■ SHORT TASK:
Produce an exact transcription of the listing below, omitting the pictures.

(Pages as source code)
-- Start --

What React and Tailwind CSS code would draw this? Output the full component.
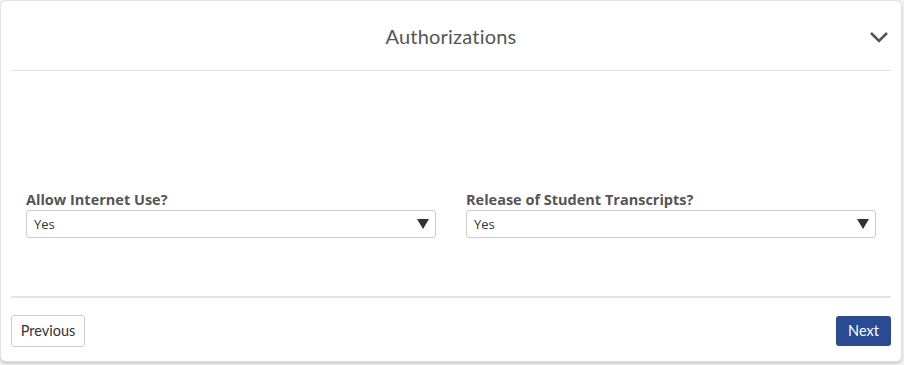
import React from "react";

const Field = ({ label, value }) => (
  <div className="flex flex-col">
    <label className="text-[14.5px] font-bold text-[#555] leading-[16px] mb-[2px]" style={{ fontFamily: "'Open Sans', sans-serif" }}>
      {label}
    </label>
    <div className="h-[28px] border border-[#ccc] rounded-[3px] flex items-center justify-between pl-[7px] pr-[6px] pt-[2px] bg-white">
      <span className="text-[13px] text-[#333]" style={{ fontFamily: "'Open Sans', sans-serif" }}>{value}</span>
      <svg width="12" height="10" viewBox="0 0 12 10" className="-mt-[2px]">
        <path d="M0 0 L12 0 L6 10 Z" fill="#333" />
      </svg>
    </div>
  </div>
);

export default function App() {
  return (
    <div className="w-[904px] h-[365px] bg-[#f2f2f2]" style={{ fontFamily: "Lato, 'Open Sans', sans-serif" }}>
      <div className="w-[902px] h-[362px] bg-white rounded-[6px] border border-[#e2e2e2] shadow-[0_2px_3px_rgba(0,0,0,0.15)] flex flex-col">
        <div className="relative h-[69px] flex items-center justify-center">
          <h2 className="text-[20px] text-[#555] tracking-[0.2px]">Authorizations</h2>
          <svg className="absolute right-[12px] top-[30px]" width="20" height="12" viewBox="0 0 20 12">
            <path d="M2 2 L10 10 L18 2" fill="none" stroke="#555" strokeWidth="2.6" />
          </svg>
        </div>
        <div className="mx-[10px] h-px bg-[#e3e3e3]" />
        <div className="mx-[10px] px-[15px] pt-[121px] grid grid-cols-2 gap-x-[30px]">
          <Field label="Allow Internet Use?" value="Yes" />
          <Field label="Release of Student Transcripts?" value="Yes" />
        </div>
        <div className="mx-[10px] mt-[58px] h-[2px] bg-[#e3e3e3]" />
        <div className="mx-[10px] mt-[17px] flex items-center justify-between">
          <button className="h-[32px] w-[74px] border border-[#ccc] rounded-[3px] bg-white text-[14.5px] text-[#333]">Previous</button>
          <button className="h-[30px] w-[55px] rounded-[3px] bg-[#284b93] text-[14.5px] text-white">Next</button>
        </div>
      </div>
    </div>
  );
}
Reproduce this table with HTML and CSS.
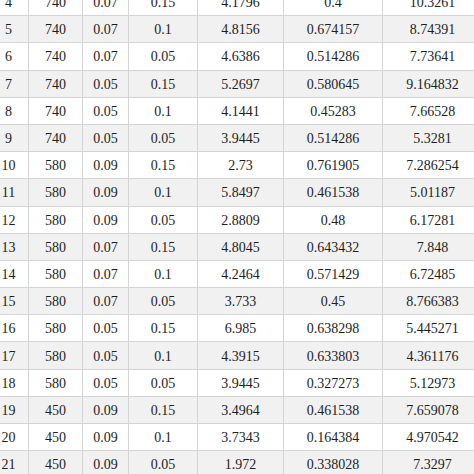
FILE: index.html
```html
<!DOCTYPE html>
<html>
<head>
<meta charset="utf-8">
<link rel="stylesheet" href="styles.css">
</head>
<body>
<div class="frame">
<table class="data">
<colgroup>
<col class="c1"><col class="c2"><col class="c3"><col class="c4"><col class="c5"><col class="c6"><col class="c7">
</colgroup>
<tbody>
<tr><td class="idx">4</td><td>740</td><td>0.07</td><td>0.15</td><td>4.1796</td><td>0.4</td><td>10.3261</td></tr>
<tr><td class="idx">5</td><td>740</td><td>0.07</td><td>0.1</td><td>4.8156</td><td>0.674157</td><td>8.74391</td></tr>
<tr><td class="idx">6</td><td>740</td><td>0.07</td><td>0.05</td><td>4.6386</td><td>0.514286</td><td>7.73641</td></tr>
<tr><td class="idx">7</td><td>740</td><td>0.05</td><td>0.15</td><td>5.2697</td><td>0.580645</td><td>9.164832</td></tr>
<tr><td class="idx">8</td><td>740</td><td>0.05</td><td>0.1</td><td>4.1441</td><td>0.45283</td><td>7.66528</td></tr>
<tr><td class="idx">9</td><td>740</td><td>0.05</td><td>0.05</td><td>3.9445</td><td>0.514286</td><td>5.3281</td></tr>
<tr><td class="idx">10</td><td>580</td><td>0.09</td><td>0.15</td><td>2.73</td><td>0.761905</td><td>7.286254</td></tr>
<tr><td class="idx">11</td><td>580</td><td>0.09</td><td>0.1</td><td>5.8497</td><td>0.461538</td><td>5.01187</td></tr>
<tr><td class="idx">12</td><td>580</td><td>0.09</td><td>0.05</td><td>2.8809</td><td>0.48</td><td>6.17281</td></tr>
<tr><td class="idx">13</td><td>580</td><td>0.07</td><td>0.15</td><td>4.8045</td><td>0.643432</td><td>7.848</td></tr>
<tr><td class="idx">14</td><td>580</td><td>0.07</td><td>0.1</td><td>4.2464</td><td>0.571429</td><td>6.72485</td></tr>
<tr><td class="idx">15</td><td>580</td><td>0.07</td><td>0.05</td><td>3.733</td><td>0.45</td><td>8.766383</td></tr>
<tr><td class="idx">16</td><td>580</td><td>0.05</td><td>0.15</td><td>6.985</td><td>0.638298</td><td>5.445271</td></tr>
<tr><td class="idx">17</td><td>580</td><td>0.05</td><td>0.1</td><td>4.3915</td><td>0.633803</td><td>4.361176</td></tr>
<tr><td class="idx">18</td><td>580</td><td>0.05</td><td>0.05</td><td>3.9445</td><td>0.327273</td><td>5.12973</td></tr>
<tr><td class="idx">19</td><td>450</td><td>0.09</td><td>0.15</td><td>3.4964</td><td>0.461538</td><td>7.659078</td></tr>
<tr><td class="idx">20</td><td>450</td><td>0.09</td><td>0.1</td><td>3.7343</td><td>0.164384</td><td>4.970542</td></tr>
<tr><td class="idx">21</td><td>450</td><td>0.09</td><td>0.05</td><td>1.972</td><td>0.338028</td><td>7.3297</td></tr>
</tbody>
</table>
</div>
</body>
</html>
```

FILE: styles.css
```css
html, body {
  margin: 0;
  padding: 0;
  background: #ffffff;
}
.frame {
  width: 474px;
  height: 474px;
  overflow: hidden;
}
.data {
  border-collapse: collapse;
  table-layout: fixed;
  width: 482px;
  margin-top: -12px;
  margin-left: -1px;
  font-family: "Liberation Serif", "Times New Roman", serif;
  font-size: 14px;
  color: #1e1e1e;
}
.c1 { width: 29px; }
.c2 { width: 54px; }
.c3 { width: 46px; }
.c4 { width: 69px; }
.c5 { width: 86px; }
.c6 { width: 99px; }
.c7 { width: 100px; }
.data tr {
  height: 27.2px;
}
.data tr:nth-child(even) {
  background: #f1f1f1;
}
.data td {
  border: 1px solid #d4d4d4;
  padding: 2px 0 0 0;
  text-align: center;
  white-space: nowrap;
  vertical-align: middle;
  line-height: 16px;
}
.data td.idx {
  padding-right: 11px;
}
```
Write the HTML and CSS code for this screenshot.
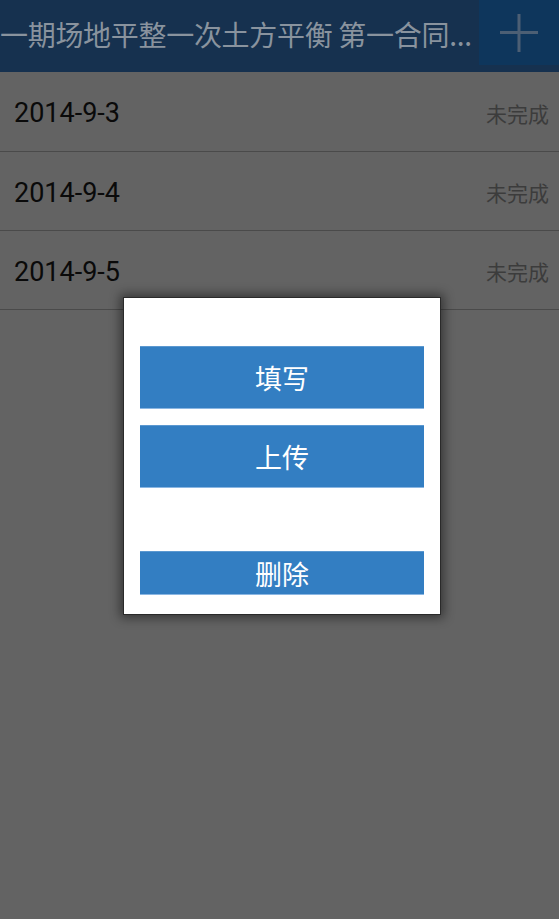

-- End --

■ FINAL RESULT:
What React and Tailwind CSS code would draw this? Output the full component.
import React from "react";

const Field = ({ label, value }) => (
  <div className="flex flex-col">
    <label className="text-[14.5px] font-bold text-[#555] leading-[16px] mb-[2px]" style={{ fontFamily: "'Open Sans', sans-serif" }}>
      {label}
    </label>
    <div className="h-[28px] border border-[#ccc] rounded-[3px] flex items-center justify-between pl-[7px] pr-[6px] pt-[2px] bg-white">
      <span className="text-[13px] text-[#333]" style={{ fontFamily: "'Open Sans', sans-serif" }}>{value}</span>
      <svg width="12" height="10" viewBox="0 0 12 10" className="-mt-[2px]">
        <path d="M0 0 L12 0 L6 10 Z" fill="#333" />
      </svg>
    </div>
  </div>
);

export default function App() {
  return (
    <div className="w-[904px] h-[365px] bg-[#f2f2f2]" style={{ fontFamily: "Lato, 'Open Sans', sans-serif" }}>
      <div className="w-[902px] h-[362px] bg-white rounded-[6px] border border-[#e2e2e2] shadow-[0_2px_3px_rgba(0,0,0,0.15)] flex flex-col">
        <div className="relative h-[69px] flex items-center justify-center">
          <h2 className="text-[20px] text-[#555] tracking-[0.2px]">Authorizations</h2>
          <svg className="absolute right-[12px] top-[30px]" width="20" height="12" viewBox="0 0 20 12">
            <path d="M2 2 L10 10 L18 2" fill="none" stroke="#555" strokeWidth="2.6" />
          </svg>
        </div>
        <div className="mx-[10px] h-px bg-[#e3e3e3]" />
        <div className="mx-[10px] px-[15px] pt-[121px] grid grid-cols-2 gap-x-[30px]">
          <Field label="Allow Internet Use?" value="Yes" />
          <Field label="Release of Student Transcripts?" value="Yes" />
        </div>
        <div className="mx-[10px] mt-[58px] h-[2px] bg-[#e3e3e3]" />
        <div className="mx-[10px] mt-[17px] flex items-center justify-between">
          <button className="h-[32px] w-[74px] border border-[#ccc] rounded-[3px] bg-white text-[14.5px] text-[#333]">Previous</button>
          <button className="h-[30px] w-[55px] rounded-[3px] bg-[#284b93] text-[14.5px] text-white">Next</button>
        </div>
      </div>
    </div>
  );
}
Reproduce this table with HTML and CSS.
FILE: index.html
```html
<!DOCTYPE html>
<html>
<head>
<meta charset="utf-8">
<link rel="stylesheet" href="styles.css">
</head>
<body>
<div class="frame">
<table class="data">
<colgroup>
<col class="c1"><col class="c2"><col class="c3"><col class="c4"><col class="c5"><col class="c6"><col class="c7">
</colgroup>
<tbody>
<tr><td class="idx">4</td><td>740</td><td>0.07</td><td>0.15</td><td>4.1796</td><td>0.4</td><td>10.3261</td></tr>
<tr><td class="idx">5</td><td>740</td><td>0.07</td><td>0.1</td><td>4.8156</td><td>0.674157</td><td>8.74391</td></tr>
<tr><td class="idx">6</td><td>740</td><td>0.07</td><td>0.05</td><td>4.6386</td><td>0.514286</td><td>7.73641</td></tr>
<tr><td class="idx">7</td><td>740</td><td>0.05</td><td>0.15</td><td>5.2697</td><td>0.580645</td><td>9.164832</td></tr>
<tr><td class="idx">8</td><td>740</td><td>0.05</td><td>0.1</td><td>4.1441</td><td>0.45283</td><td>7.66528</td></tr>
<tr><td class="idx">9</td><td>740</td><td>0.05</td><td>0.05</td><td>3.9445</td><td>0.514286</td><td>5.3281</td></tr>
<tr><td class="idx">10</td><td>580</td><td>0.09</td><td>0.15</td><td>2.73</td><td>0.761905</td><td>7.286254</td></tr>
<tr><td class="idx">11</td><td>580</td><td>0.09</td><td>0.1</td><td>5.8497</td><td>0.461538</td><td>5.01187</td></tr>
<tr><td class="idx">12</td><td>580</td><td>0.09</td><td>0.05</td><td>2.8809</td><td>0.48</td><td>6.17281</td></tr>
<tr><td class="idx">13</td><td>580</td><td>0.07</td><td>0.15</td><td>4.8045</td><td>0.643432</td><td>7.848</td></tr>
<tr><td class="idx">14</td><td>580</td><td>0.07</td><td>0.1</td><td>4.2464</td><td>0.571429</td><td>6.72485</td></tr>
<tr><td class="idx">15</td><td>580</td><td>0.07</td><td>0.05</td><td>3.733</td><td>0.45</td><td>8.766383</td></tr>
<tr><td class="idx">16</td><td>580</td><td>0.05</td><td>0.15</td><td>6.985</td><td>0.638298</td><td>5.445271</td></tr>
<tr><td class="idx">17</td><td>580</td><td>0.05</td><td>0.1</td><td>4.3915</td><td>0.633803</td><td>4.361176</td></tr>
<tr><td class="idx">18</td><td>580</td><td>0.05</td><td>0.05</td><td>3.9445</td><td>0.327273</td><td>5.12973</td></tr>
<tr><td class="idx">19</td><td>450</td><td>0.09</td><td>0.15</td><td>3.4964</td><td>0.461538</td><td>7.659078</td></tr>
<tr><td class="idx">20</td><td>450</td><td>0.09</td><td>0.1</td><td>3.7343</td><td>0.164384</td><td>4.970542</td></tr>
<tr><td class="idx">21</td><td>450</td><td>0.09</td><td>0.05</td><td>1.972</td><td>0.338028</td><td>7.3297</td></tr>
</tbody>
</table>
</div>
</body>
</html>
```

FILE: styles.css
```css
html, body {
  margin: 0;
  padding: 0;
  background: #ffffff;
}
.frame {
  width: 474px;
  height: 474px;
  overflow: hidden;
}
.data {
  border-collapse: collapse;
  table-layout: fixed;
  width: 482px;
  margin-top: -12px;
  margin-left: -1px;
  font-family: "Liberation Serif", "Times New Roman", serif;
  font-size: 14px;
  color: #1e1e1e;
}
.c1 { width: 29px; }
.c2 { width: 54px; }
.c3 { width: 46px; }
.c4 { width: 69px; }
.c5 { width: 86px; }
.c6 { width: 99px; }
.c7 { width: 100px; }
.data tr {
  height: 27.2px;
}
.data tr:nth-child(even) {
  background: #f1f1f1;
}
.data td {
  border: 1px solid #d4d4d4;
  padding: 2px 0 0 0;
  text-align: center;
  white-space: nowrap;
  vertical-align: middle;
  line-height: 16px;
}
.data td.idx {
  padding-right: 11px;
}
```
Write the HTML and CSS code for this screenshot.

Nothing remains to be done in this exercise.